(Interface markup and scripts)
----
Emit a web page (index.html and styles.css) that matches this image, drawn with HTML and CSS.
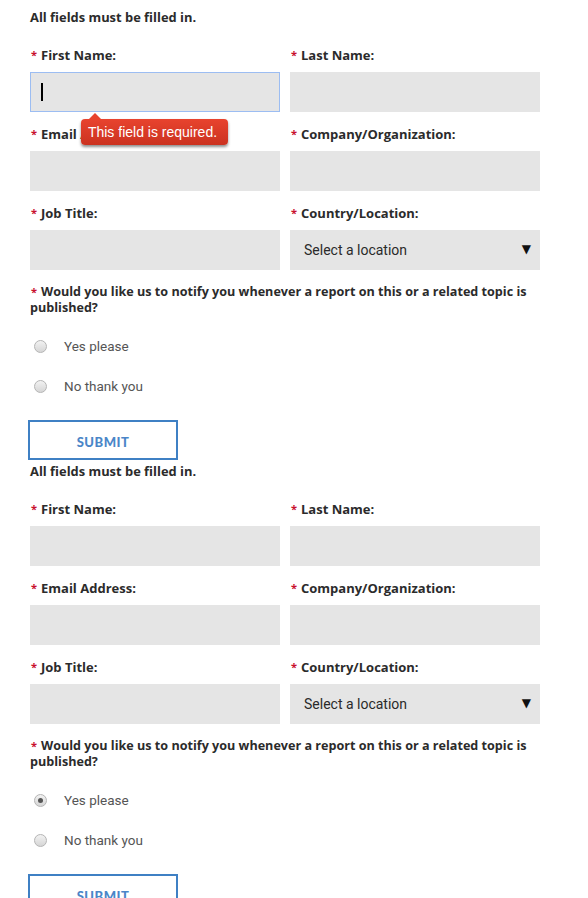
FILE: index.html
```html
<!DOCTYPE html>
<html>
<head>
<meta charset="utf-8">
<link rel="stylesheet" href="styles.css">
</head>
<body>
<div class="page">
  <form class="form">
    <p class="note">All fields must be filled in.</p>
    <div class="grid">
      <div class="field first">
        <label class="label"><span class="req">*</span>First Name:</label>
        <div class="input focus"><span class="caret"></span></div>
        <div class="tooltip">This field is required.</div>
      </div>
      <div class="field">
        <label class="label"><span class="req">*</span>Last Name:</label>
        <div class="input"></div>
      </div>
      <div class="field">
        <label class="label"><span class="req">*</span>Email Address:</label>
        <div class="input"></div>
      </div>
      <div class="field">
        <label class="label"><span class="req">*</span>Company/Organization:</label>
        <div class="input"></div>
      </div>
      <div class="field">
        <label class="label"><span class="req">*</span>Job Title:</label>
        <div class="input"></div>
      </div>
      <div class="field">
        <label class="label"><span class="req">*</span>Country/Location:</label>
        <div class="input select"><span>Select a location</span><span class="arrow">▼</span></div>
      </div>
    </div>
    <p class="question"><span class="req">*</span>Would you like us to notify you whenever a report on this or a related topic is published?</p>
    <div class="radios">
      <div class="radio-row"><span class="radio"></span><span class="radio-label">Yes please</span></div>
      <div class="radio-row"><span class="radio"></span><span class="radio-label">No thank you</span></div>
    </div>
    <button type="button" class="submit">SUBMIT</button>
  </form>

  <form class="form">
    <p class="note">All fields must be filled in.</p>
    <div class="grid">
      <div class="field">
        <label class="label"><span class="req">*</span>First Name:</label>
        <div class="input"></div>
      </div>
      <div class="field">
        <label class="label"><span class="req">*</span>Last Name:</label>
        <div class="input"></div>
      </div>
      <div class="field">
        <label class="label"><span class="req">*</span>Email Address:</label>
        <div class="input"></div>
      </div>
      <div class="field">
        <label class="label"><span class="req">*</span>Company/Organization:</label>
        <div class="input"></div>
      </div>
      <div class="field">
        <label class="label"><span class="req">*</span>Job Title:</label>
        <div class="input"></div>
      </div>
      <div class="field">
        <label class="label"><span class="req">*</span>Country/Location:</label>
        <div class="input select"><span>Select a location</span><span class="arrow">▼</span></div>
      </div>
    </div>
    <p class="question"><span class="req">*</span>Would you like us to notify you whenever a report on this or a related topic is published?</p>
    <div class="radios">
      <div class="radio-row"><span class="radio checked"></span><span class="radio-label">Yes please</span></div>
      <div class="radio-row"><span class="radio"></span><span class="radio-label">No thank you</span></div>
    </div>
    <button type="button" class="submit">SUBMIT</button>
  </form>
</div>
</body>
</html>
```

FILE: styles.css
```css
html, body {
  margin: 0;
  padding: 0;
  background: #fff;
}
.page {
  padding: 6px 0 0 30px;
  font-family: "Open Sans", "Liberation Sans", sans-serif;
  color: #2b2b2b;
}
.form {
  width: 510px;
  display: flex;
  flex-direction: column;
  align-items: flex-start;
}
.note {
  margin: 0;
  font-size: 12.9px;
  font-weight: 700;
  line-height: 22px;
  height: 22px;
}
.grid {
  margin-top: 18px;
  display: grid;
  grid-template-columns: 250px 250px;
  column-gap: 10px;
  row-gap: 13px;
  width: 510px;
}
.field {
  position: relative;
  display: flex;
  flex-direction: column;
}
.label {
  font-size: 13px;
  font-weight: 700;
  line-height: 18px;
  height: 18px;
  margin-bottom: 8px;
  white-space: nowrap;
}
.req {
  color: #c8102e;
  font-weight: 700;
  font-size: 11px;
  display: inline-block;
  vertical-align: top;
  width: 11px;
  padding-left: 1px;
  box-sizing: border-box;
}
.input {
  height: 40px;
  background: #e5e5e5;
  box-sizing: border-box;
  display: flex;
  align-items: center;
}
.input.focus {
  border: 1px solid #9cbdf2;
  padding-left: 10px;
}
.caret {
  width: 2px;
  height: 18px;
  background: #000;
}
.select {
  padding: 0 9px 0 14px;
  justify-content: space-between;
  font-family: Roboto, "Liberation Sans", sans-serif;
  font-size: 14px;
  color: #2a2a2a;
}
.arrow {
  font-family: "DejaVu Sans", sans-serif;
  font-size: 12px;
  color: #111;
  padding-bottom: 2px;
}
.tooltip {
  position: absolute;
  z-index: 5;
  left: 51px;
  top: 73px;
  width: 147px;
  height: 26px;
  box-sizing: border-box;
  padding-right: 4px;
  border-radius: 4px;
  background: linear-gradient(#e8432e, #cb3220);
  box-shadow: 0 2px 3px rgba(0, 0, 0, 0.45);
  color: #fff;
  font-family: "Liberation Sans", Arial, sans-serif;
  font-size: 14px;
  line-height: 26px;
  text-align: center;
  white-space: nowrap;
}
.tooltip::before {
  content: "";
  position: absolute;
  left: 7px;
  top: -6px;
  border-left: 7px solid transparent;
  border-right: 7px solid transparent;
  border-bottom: 7px solid #e8432e;
}
.question {
  margin: 14px 0 0;
  font-size: 12.6px;
  font-weight: 700;
  line-height: 16px;
  width: 512px;
}
.question .req {
  line-height: 16px;
}
.label .req {
  line-height: 18px;
}
.radios {
  margin-top: 10px;
  display: flex;
  flex-direction: column;
}
.radio-row {
  height: 40px;
  display: flex;
  align-items: center;
  padding-left: 4px;
}
.radio {
  width: 11px;
  height: 11px;
  border-radius: 50%;
  border: 1px solid #b5b5b5;
  background: linear-gradient(#f2f2f2, #d6d6d6);
  box-sizing: content-box;
  margin-right: 17px;
  position: relative;
}
.radio.checked::after {
  content: "";
  position: absolute;
  left: 3px;
  top: 3px;
  width: 5px;
  height: 5px;
  border-radius: 50%;
  background: #555;
}
.radio-label {
  font-family: Roboto, "Liberation Sans", sans-serif;
  font-size: 13.5px;
  color: #555;
}
.submit {
  margin: 14px 0 0 -2px;
  width: 150px;
  height: 40px;
  box-sizing: border-box;
  border: 2px solid #3f80c4;
  background: #fff;
  color: #4a86c8;
  font-family: Lato, "Liberation Sans", sans-serif;
  font-weight: 900;
  font-size: 13px;
  letter-spacing: 0.5px;
  padding: 3px 0 0;
}
```
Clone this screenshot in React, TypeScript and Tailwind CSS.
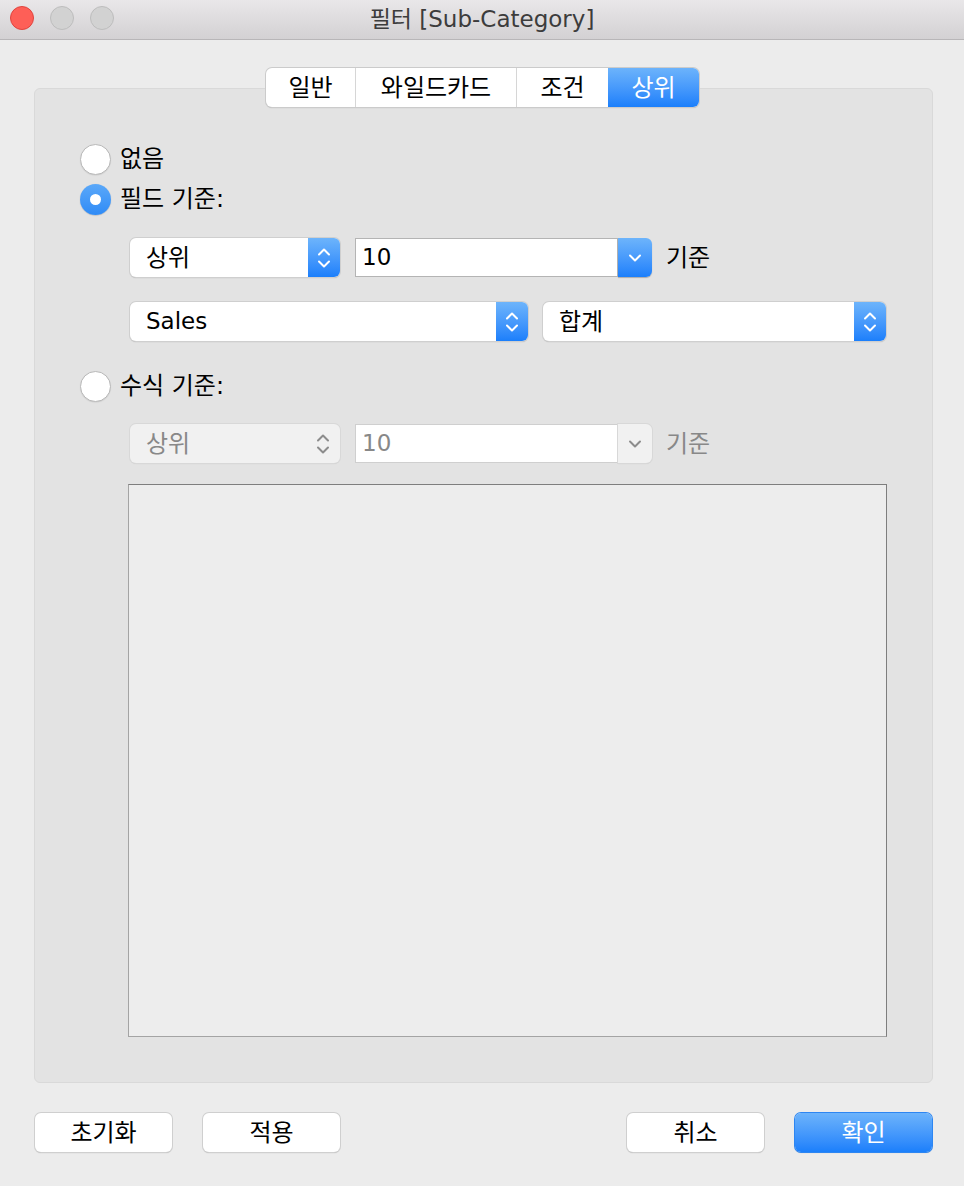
----
* [WHAT THE TASK REQUIRES] Extract the full listing exactly, with the pictures left out.

* [ANSWER TO THIS TASK]
Emit a web page (index.html and styles.css) that matches this image, drawn with HTML and CSS.
FILE: index.html
```html
<!DOCTYPE html>
<html>
<head>
<meta charset="utf-8">
<link rel="stylesheet" href="styles.css">
</head>
<body>
<div class="page">
  <form class="form">
    <p class="note">All fields must be filled in.</p>
    <div class="grid">
      <div class="field first">
        <label class="label"><span class="req">*</span>First Name:</label>
        <div class="input focus"><span class="caret"></span></div>
        <div class="tooltip">This field is required.</div>
      </div>
      <div class="field">
        <label class="label"><span class="req">*</span>Last Name:</label>
        <div class="input"></div>
      </div>
      <div class="field">
        <label class="label"><span class="req">*</span>Email Address:</label>
        <div class="input"></div>
      </div>
      <div class="field">
        <label class="label"><span class="req">*</span>Company/Organization:</label>
        <div class="input"></div>
      </div>
      <div class="field">
        <label class="label"><span class="req">*</span>Job Title:</label>
        <div class="input"></div>
      </div>
      <div class="field">
        <label class="label"><span class="req">*</span>Country/Location:</label>
        <div class="input select"><span>Select a location</span><span class="arrow">▼</span></div>
      </div>
    </div>
    <p class="question"><span class="req">*</span>Would you like us to notify you whenever a report on this or a related topic is published?</p>
    <div class="radios">
      <div class="radio-row"><span class="radio"></span><span class="radio-label">Yes please</span></div>
      <div class="radio-row"><span class="radio"></span><span class="radio-label">No thank you</span></div>
    </div>
    <button type="button" class="submit">SUBMIT</button>
  </form>

  <form class="form">
    <p class="note">All fields must be filled in.</p>
    <div class="grid">
      <div class="field">
        <label class="label"><span class="req">*</span>First Name:</label>
        <div class="input"></div>
      </div>
      <div class="field">
        <label class="label"><span class="req">*</span>Last Name:</label>
        <div class="input"></div>
      </div>
      <div class="field">
        <label class="label"><span class="req">*</span>Email Address:</label>
        <div class="input"></div>
      </div>
      <div class="field">
        <label class="label"><span class="req">*</span>Company/Organization:</label>
        <div class="input"></div>
      </div>
      <div class="field">
        <label class="label"><span class="req">*</span>Job Title:</label>
        <div class="input"></div>
      </div>
      <div class="field">
        <label class="label"><span class="req">*</span>Country/Location:</label>
        <div class="input select"><span>Select a location</span><span class="arrow">▼</span></div>
      </div>
    </div>
    <p class="question"><span class="req">*</span>Would you like us to notify you whenever a report on this or a related topic is published?</p>
    <div class="radios">
      <div class="radio-row"><span class="radio checked"></span><span class="radio-label">Yes please</span></div>
      <div class="radio-row"><span class="radio"></span><span class="radio-label">No thank you</span></div>
    </div>
    <button type="button" class="submit">SUBMIT</button>
  </form>
</div>
</body>
</html>
```

FILE: styles.css
```css
html, body {
  margin: 0;
  padding: 0;
  background: #fff;
}
.page {
  padding: 6px 0 0 30px;
  font-family: "Open Sans", "Liberation Sans", sans-serif;
  color: #2b2b2b;
}
.form {
  width: 510px;
  display: flex;
  flex-direction: column;
  align-items: flex-start;
}
.note {
  margin: 0;
  font-size: 12.9px;
  font-weight: 700;
  line-height: 22px;
  height: 22px;
}
.grid {
  margin-top: 18px;
  display: grid;
  grid-template-columns: 250px 250px;
  column-gap: 10px;
  row-gap: 13px;
  width: 510px;
}
.field {
  position: relative;
  display: flex;
  flex-direction: column;
}
.label {
  font-size: 13px;
  font-weight: 700;
  line-height: 18px;
  height: 18px;
  margin-bottom: 8px;
  white-space: nowrap;
}
.req {
  color: #c8102e;
  font-weight: 700;
  font-size: 11px;
  display: inline-block;
  vertical-align: top;
  width: 11px;
  padding-left: 1px;
  box-sizing: border-box;
}
.input {
  height: 40px;
  background: #e5e5e5;
  box-sizing: border-box;
  display: flex;
  align-items: center;
}
.input.focus {
  border: 1px solid #9cbdf2;
  padding-left: 10px;
}
.caret {
  width: 2px;
  height: 18px;
  background: #000;
}
.select {
  padding: 0 9px 0 14px;
  justify-content: space-between;
  font-family: Roboto, "Liberation Sans", sans-serif;
  font-size: 14px;
  color: #2a2a2a;
}
.arrow {
  font-family: "DejaVu Sans", sans-serif;
  font-size: 12px;
  color: #111;
  padding-bottom: 2px;
}
.tooltip {
  position: absolute;
  z-index: 5;
  left: 51px;
  top: 73px;
  width: 147px;
  height: 26px;
  box-sizing: border-box;
  padding-right: 4px;
  border-radius: 4px;
  background: linear-gradient(#e8432e, #cb3220);
  box-shadow: 0 2px 3px rgba(0, 0, 0, 0.45);
  color: #fff;
  font-family: "Liberation Sans", Arial, sans-serif;
  font-size: 14px;
  line-height: 26px;
  text-align: center;
  white-space: nowrap;
}
.tooltip::before {
  content: "";
  position: absolute;
  left: 7px;
  top: -6px;
  border-left: 7px solid transparent;
  border-right: 7px solid transparent;
  border-bottom: 7px solid #e8432e;
}
.question {
  margin: 14px 0 0;
  font-size: 12.6px;
  font-weight: 700;
  line-height: 16px;
  width: 512px;
}
.question .req {
  line-height: 16px;
}
.label .req {
  line-height: 18px;
}
.radios {
  margin-top: 10px;
  display: flex;
  flex-direction: column;
}
.radio-row {
  height: 40px;
  display: flex;
  align-items: center;
  padding-left: 4px;
}
.radio {
  width: 11px;
  height: 11px;
  border-radius: 50%;
  border: 1px solid #b5b5b5;
  background: linear-gradient(#f2f2f2, #d6d6d6);
  box-sizing: content-box;
  margin-right: 17px;
  position: relative;
}
.radio.checked::after {
  content: "";
  position: absolute;
  left: 3px;
  top: 3px;
  width: 5px;
  height: 5px;
  border-radius: 50%;
  background: #555;
}
.radio-label {
  font-family: Roboto, "Liberation Sans", sans-serif;
  font-size: 13.5px;
  color: #555;
}
.submit {
  margin: 14px 0 0 -2px;
  width: 150px;
  height: 40px;
  box-sizing: border-box;
  border: 2px solid #3f80c4;
  background: #fff;
  color: #4a86c8;
  font-family: Lato, "Liberation Sans", sans-serif;
  font-weight: 900;
  font-size: 13px;
  letter-spacing: 0.5px;
  padding: 3px 0 0;
}
```
Clone this screenshot in React, TypeScript and Tailwind CSS.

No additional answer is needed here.